Using the Internet to facilitate their business, Adenike revealed that she and her group had to explore to upgrade their business, when their shops where pulled down in Ikeja, Lagos and were initially unable to afford a new shop.
Operating from some makeshift apartment, Adenike and her team, with their computers and makeup tools ventured into business, first doing it for free, to tell people what they can do.
“The business is good and from the normal four hands we had while operating from a shop, we now have over 24 hands, including university students. I make more money as roaming beautician and pay less on rents. The only risk is the fear of accident on the road, because we travel most times,”Adenike added.
On the business is worth all the risk? Rita, a part-time student of Lagos State University and the CEO of Richy Beauties, revealed that the money is worth the risk.
“Sometimes, we make up to N100,000 a week and if we are called from Lagos to any part of the country, the money goes higher. And I tell you none of us goes home with anything less than N70,000 a month. I cannot imagine any business that would give me so much room to operate, study and at the same time make money. Through this business, I have visited over 25 states of the federation and the list keeps on growing. I have clients across different tribes and religions.
According to Rita, the beauty business is wide and needs a lot of skilled hands to meet up with customers’ needs. Rita, who said she started the business four years ago, before becoming student informed that to be on top of the game one must acquire some skills in the basics of makeup application and also know the right makeup to apply on people based on their facial structure, occasion and even religion.
“The job entails learning, you can never say you have known enough because as one meets different people you take on more difficult exercises and continue to learn throughout the career,” she noted.

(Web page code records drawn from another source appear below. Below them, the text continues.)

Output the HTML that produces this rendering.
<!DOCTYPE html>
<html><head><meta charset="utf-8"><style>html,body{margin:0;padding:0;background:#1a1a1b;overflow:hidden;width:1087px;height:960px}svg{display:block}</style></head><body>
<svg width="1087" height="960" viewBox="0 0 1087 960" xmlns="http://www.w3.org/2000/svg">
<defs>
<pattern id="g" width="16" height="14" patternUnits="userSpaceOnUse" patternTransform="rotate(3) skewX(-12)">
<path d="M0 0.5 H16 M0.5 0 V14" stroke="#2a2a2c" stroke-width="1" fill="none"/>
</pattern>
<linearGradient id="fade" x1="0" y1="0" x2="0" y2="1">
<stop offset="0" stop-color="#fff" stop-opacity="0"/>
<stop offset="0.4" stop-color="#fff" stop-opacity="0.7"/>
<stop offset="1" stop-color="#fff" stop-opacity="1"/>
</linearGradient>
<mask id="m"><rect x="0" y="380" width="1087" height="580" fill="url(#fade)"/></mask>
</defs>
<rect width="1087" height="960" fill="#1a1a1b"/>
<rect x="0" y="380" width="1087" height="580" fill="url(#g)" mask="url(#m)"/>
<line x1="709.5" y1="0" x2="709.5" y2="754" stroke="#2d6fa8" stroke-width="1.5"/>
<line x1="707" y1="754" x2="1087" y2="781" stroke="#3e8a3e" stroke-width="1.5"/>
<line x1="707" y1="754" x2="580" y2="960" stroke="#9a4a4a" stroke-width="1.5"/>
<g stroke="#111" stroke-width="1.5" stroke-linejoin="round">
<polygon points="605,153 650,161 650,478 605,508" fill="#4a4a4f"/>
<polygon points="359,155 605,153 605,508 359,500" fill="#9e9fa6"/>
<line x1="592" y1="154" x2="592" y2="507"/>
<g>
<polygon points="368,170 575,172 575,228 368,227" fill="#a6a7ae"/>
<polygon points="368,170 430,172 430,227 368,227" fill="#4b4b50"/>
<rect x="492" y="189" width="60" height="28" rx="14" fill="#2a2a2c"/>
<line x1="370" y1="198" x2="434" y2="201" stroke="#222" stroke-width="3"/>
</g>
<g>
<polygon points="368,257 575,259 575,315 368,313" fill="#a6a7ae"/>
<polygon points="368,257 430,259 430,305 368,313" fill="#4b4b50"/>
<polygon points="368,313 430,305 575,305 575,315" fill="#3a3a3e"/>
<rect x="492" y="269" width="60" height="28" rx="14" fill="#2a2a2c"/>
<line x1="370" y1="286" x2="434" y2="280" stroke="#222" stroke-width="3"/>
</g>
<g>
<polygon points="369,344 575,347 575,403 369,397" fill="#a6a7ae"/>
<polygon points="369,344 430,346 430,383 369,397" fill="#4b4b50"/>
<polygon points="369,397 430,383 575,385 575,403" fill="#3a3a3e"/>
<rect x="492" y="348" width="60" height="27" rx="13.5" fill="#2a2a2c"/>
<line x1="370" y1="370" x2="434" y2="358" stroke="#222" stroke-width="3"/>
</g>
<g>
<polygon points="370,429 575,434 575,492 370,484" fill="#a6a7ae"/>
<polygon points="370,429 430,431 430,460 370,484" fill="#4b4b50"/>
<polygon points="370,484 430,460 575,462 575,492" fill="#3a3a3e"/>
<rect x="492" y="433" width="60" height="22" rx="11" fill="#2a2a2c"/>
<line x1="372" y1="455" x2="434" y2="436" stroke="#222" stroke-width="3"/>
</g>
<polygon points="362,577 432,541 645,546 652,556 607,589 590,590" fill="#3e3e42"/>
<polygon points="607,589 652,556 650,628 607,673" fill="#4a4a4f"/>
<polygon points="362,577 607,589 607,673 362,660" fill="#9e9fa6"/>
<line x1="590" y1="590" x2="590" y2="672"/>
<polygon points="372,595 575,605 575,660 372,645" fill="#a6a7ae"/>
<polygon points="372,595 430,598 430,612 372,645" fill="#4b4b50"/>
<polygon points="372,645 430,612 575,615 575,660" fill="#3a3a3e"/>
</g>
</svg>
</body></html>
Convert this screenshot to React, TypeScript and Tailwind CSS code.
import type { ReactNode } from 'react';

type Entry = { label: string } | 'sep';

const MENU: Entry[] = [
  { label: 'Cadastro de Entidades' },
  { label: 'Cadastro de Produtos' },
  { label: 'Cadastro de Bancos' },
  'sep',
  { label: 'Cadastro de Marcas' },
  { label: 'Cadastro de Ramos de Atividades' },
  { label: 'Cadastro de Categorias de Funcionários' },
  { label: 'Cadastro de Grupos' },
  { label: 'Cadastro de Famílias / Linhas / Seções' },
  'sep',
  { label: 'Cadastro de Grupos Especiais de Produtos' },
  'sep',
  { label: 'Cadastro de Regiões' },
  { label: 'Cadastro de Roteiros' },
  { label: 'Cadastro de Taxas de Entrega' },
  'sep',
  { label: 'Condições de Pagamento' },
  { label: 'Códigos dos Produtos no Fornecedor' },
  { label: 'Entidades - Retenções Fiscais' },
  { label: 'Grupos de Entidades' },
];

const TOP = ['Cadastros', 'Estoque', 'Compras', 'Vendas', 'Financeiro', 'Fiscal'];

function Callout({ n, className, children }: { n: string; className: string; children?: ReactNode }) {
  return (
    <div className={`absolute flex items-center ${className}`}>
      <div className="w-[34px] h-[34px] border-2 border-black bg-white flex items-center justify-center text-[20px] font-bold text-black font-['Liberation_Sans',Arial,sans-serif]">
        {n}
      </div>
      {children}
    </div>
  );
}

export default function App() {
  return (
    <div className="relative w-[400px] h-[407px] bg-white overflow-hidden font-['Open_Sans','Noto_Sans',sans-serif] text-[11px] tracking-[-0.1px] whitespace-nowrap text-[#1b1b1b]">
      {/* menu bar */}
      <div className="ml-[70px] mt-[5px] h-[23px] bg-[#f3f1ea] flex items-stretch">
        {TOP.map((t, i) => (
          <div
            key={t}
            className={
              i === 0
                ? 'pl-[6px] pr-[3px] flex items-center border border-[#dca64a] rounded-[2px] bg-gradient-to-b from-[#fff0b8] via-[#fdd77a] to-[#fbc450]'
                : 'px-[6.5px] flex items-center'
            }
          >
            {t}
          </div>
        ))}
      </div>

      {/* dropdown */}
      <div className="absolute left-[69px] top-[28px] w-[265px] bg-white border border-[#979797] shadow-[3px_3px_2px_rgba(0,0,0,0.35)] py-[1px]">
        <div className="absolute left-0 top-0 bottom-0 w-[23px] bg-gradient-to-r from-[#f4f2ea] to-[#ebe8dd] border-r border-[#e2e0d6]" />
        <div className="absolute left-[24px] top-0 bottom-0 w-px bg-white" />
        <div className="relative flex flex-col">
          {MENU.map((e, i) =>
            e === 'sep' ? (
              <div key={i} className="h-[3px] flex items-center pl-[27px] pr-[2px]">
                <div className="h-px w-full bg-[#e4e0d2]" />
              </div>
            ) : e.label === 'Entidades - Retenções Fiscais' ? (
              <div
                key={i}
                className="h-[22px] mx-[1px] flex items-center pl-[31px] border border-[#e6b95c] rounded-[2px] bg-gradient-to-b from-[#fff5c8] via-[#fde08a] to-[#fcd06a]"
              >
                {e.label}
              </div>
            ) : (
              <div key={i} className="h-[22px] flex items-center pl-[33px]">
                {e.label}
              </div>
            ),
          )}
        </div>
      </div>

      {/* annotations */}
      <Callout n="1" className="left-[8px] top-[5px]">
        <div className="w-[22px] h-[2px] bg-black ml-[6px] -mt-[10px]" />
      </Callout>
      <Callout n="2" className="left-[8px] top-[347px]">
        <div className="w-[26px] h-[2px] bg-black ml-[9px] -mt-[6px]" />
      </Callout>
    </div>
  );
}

Not depending on her skills alone, Rita revealed that she always seek to broaden her contact by making her team to put in their best to build good relationships which in turn leads to more clients, bringing high-paying jobs and business opportunities.
For Tomiwa, a sociologist-turned beautician, the urge to be creative, self-employed and not answerable to anyone made her take up makeup business and she has no regrets coming into it.

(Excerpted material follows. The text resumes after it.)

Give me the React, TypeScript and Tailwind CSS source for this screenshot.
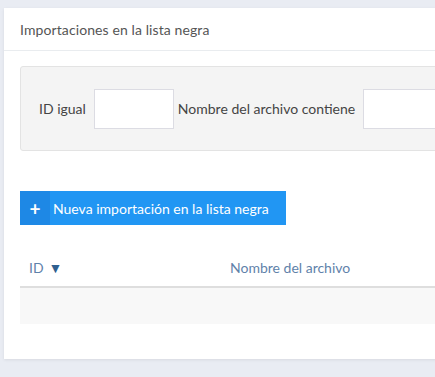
export default function App() {
  return (
    <div className="w-[435px] h-[377px] overflow-hidden bg-[#e9ecf3] font-['Lato',sans-serif] text-[14px]">
      <div className="ml-[4px] mt-[8px] w-[600px] h-[351px] bg-white shadow-[0_1px_3px_rgba(0,0,0,0.08)]">
        <div className="h-[43px] pl-[16px] flex items-center border-b border-[#e9ecef] text-[#555] tracking-[0.1px]">
          Importaciones en la lista negra
        </div>
        <div className="px-[16px] pt-[15px]">
          <div className="h-[85px] bg-[#f4f4f4] border border-[#e3e3e3] rounded-[3px] flex items-center pl-[18px] text-[#444]">
            <span className="mr-[8px]">ID igual</span>
            <input className="w-[80px] h-[40px] bg-white border border-[#dcdce3] outline-none" />
            <span className="ml-[4px] mr-[8px]">Nombre del archivo contiene</span>
            <input className="w-[160px] h-[40px] bg-white border border-[#dcdce3] outline-none" />
          </div>
          <button className="mt-[40px] h-[34px] flex items-stretch bg-[#2196f3] text-white">
            <span className="w-[30px] flex items-center justify-center bg-[#1e88e5] text-[19px] font-bold leading-none">+</span>
            <span className="flex items-center pl-[3px] pr-[17px]">Nueva importación en la lista negra</span>
          </button>
          <div className="mt-[24px]">
            <div className="h-[39px] flex items-center border-b-2 border-[#dedede] text-[#5f82aa]">
              <span className="w-[210px] pl-[9px] flex items-center gap-[5px]">
                ID <span className="text-[#2f5f8f] text-[14px]">▼</span>
              </span>
              <span>Nombre del archivo</span>
            </div>
            <div className="h-[36px] bg-[#f8f8f8]" />
          </div>
        </div>
      </div>
    </div>
  );
}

“It has paid my bills, funded my education, given me a roof over my head and provided fund to establish my cosmetics store. On the average I make N50,000 per week, spend less on overhead cost and need not quarrel with local council authorities over illegal council dues. Besides, it has taken me to different parts of the country, including Abuja and Sokoto State, where I dressed some bridal trains; so what else do I need that my beauty business cannot provide.
“Though, we do more of roving, going to homes to plait hairs for children, men and women and also handling some of the things most people would not like to do in the salon, like tattooing ladies’ sensitive parts, the job pays well if you are well connected, have the right people and the skill.
“At times too, we help dress up imbecile children, some people may not want their neighbours to know, cut or plait their hair and do their pedi- and manicures and all these are not for free, we charge heavily and they pay, ” she revealed.
According to Tomiwa, starting up, one needs to undergo some training or stay long with those that have mastered the trade to hone one’s skill, identify the cosmetics to use and where and how to get them. Besides, she warned, it is not a venture that one person can say he or she would carry out because there are different aspects of the business a client may need at a time. For this, one needs to work with a group of people that may handle other parts; so, it is more of a synergy.
On reason for patronising itinerant beauticians, Mrs. Gloria Isuche, said, “ I am a career woman, I hardly find time to go the salon, so every weekend, I like to spend it with my family. So, I patronise them because they do my beauty routines in my home, at my convenience; they save me from engaging in the normal salon gists and also the time.
“Though, I pay higher for their services, it gives me the privilege to do other things at home while I am being treated,” she noted.
Estimating the revenue loss in taxes to government as a result of this set of mobile entrepreneurs not having formal place to run their businesses, Mrs. Isuche said they pay other forms of rates for Internet services and communication with customers. Also, they are helping other businesses to grow by providing door-to-door services, not too common in this part of our world. Lastly, they are engaging our youths, so it is like a circle; if government does this, the people should do that.
Aluro, who had never worked elsewhere since 1997 when she graduated said, government should be grateful for the ingenuity, which has led to many youths getting jobs and paying their way to school.
Recalling how she ventured into the business, she said: “I took to beautifying people first as a passion and later as a career, when for years I was unemployed. And looking back, I have no course to regret my action because I can get anything I want. The job is as paying as any job anyone can think of and there’s no limit to the number of operators coming into it,” she noted.
Despite the sweet stories from different practitioners, Aluro cautions that it is not a business anybody could just venture into.
“Apart from the interest, you need to be groomed, get the necessary skills, study different face types, skin tone and work under a master.